| FWC 145|
|FAIR WORK COMMISSION|
Fair Work Act 2009
Kailis Bros Pty Ltd
DEPUTY PRESIDENT GOOLEY
MELBOURNE, 8 JANUARY 2016
Application for relief from unfair dismissal.
 Mr Jamin Horner was employed by Kailis Bros Pty Ltd from 28 October 2013 until 31 July 2015. He alleges he was unfairly dismissed. Kailis Bros alleged his employment was terminated for misconduct.
 Mr Horner’s letter of termination explained the reasons for his dismissal. It sets out a number of factors considered by Kailis Bros in reaching the decision to terminate Mr Horner’s employment.

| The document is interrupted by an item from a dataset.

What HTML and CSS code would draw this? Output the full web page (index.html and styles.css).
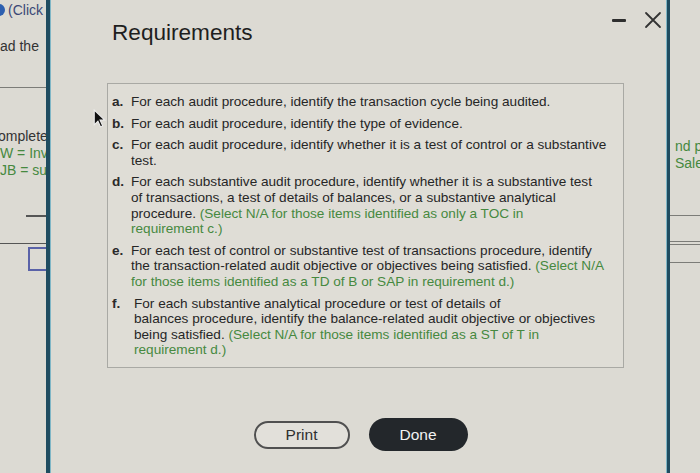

 Mr Horner gave evidence that on 23 July 2015 he was handling cartons in a confined space under the racks. Because of the way the cartons are located on the second pallet, he had to lift whilst twisting and this caused him to strain his lower back. He said he had a couple of months earlier brought this to Mr Stanton’s attention and that it needed “proper and systematic attention”. Mr Horner accepts that when Mr Stanton approached him he said “why don’t you get this ‘f....” shit brought forward. It’s not right that we should ‘f....’ well have to get stuff from under or straddle the ‘f….’ racks all the ‘f….’ time. He said he asked Mr Stanton not to talk to him and to go and get Mr Brent Shaw, the Operations Manager and ended up telling Mr Stanton to ‘piss off’.1
 Mr Stanton’s complaint described the incident as follows:
When I approached Jamin “he started swearing at me. “I f….ing told you to get the pallets pulled out, I’ve hurt my back going in and out of the racking.” Followed by a lot of f…. this and f…. you. I told him not to speak to me like that to which he replied “no f…. you I told you to do it f…. off” this was going on in front of Ricky, Steve and Simon so I asked him three times to get off the fork follow me outside which he replied “f…. off.” I then told him to get off the f…. forklift and come outside and stop swearing at me. I realise this wasn’t the smartest thing to do, swearing at an already antagonised person but I did in an attempt to get him outside and tried to defuse the situation. I came inside to get you (Mr Brent Shaw) but you were in a meeting, so I went back in to get him but he continued his tirade of f…. off and get f….d and I went to speak to Brent.”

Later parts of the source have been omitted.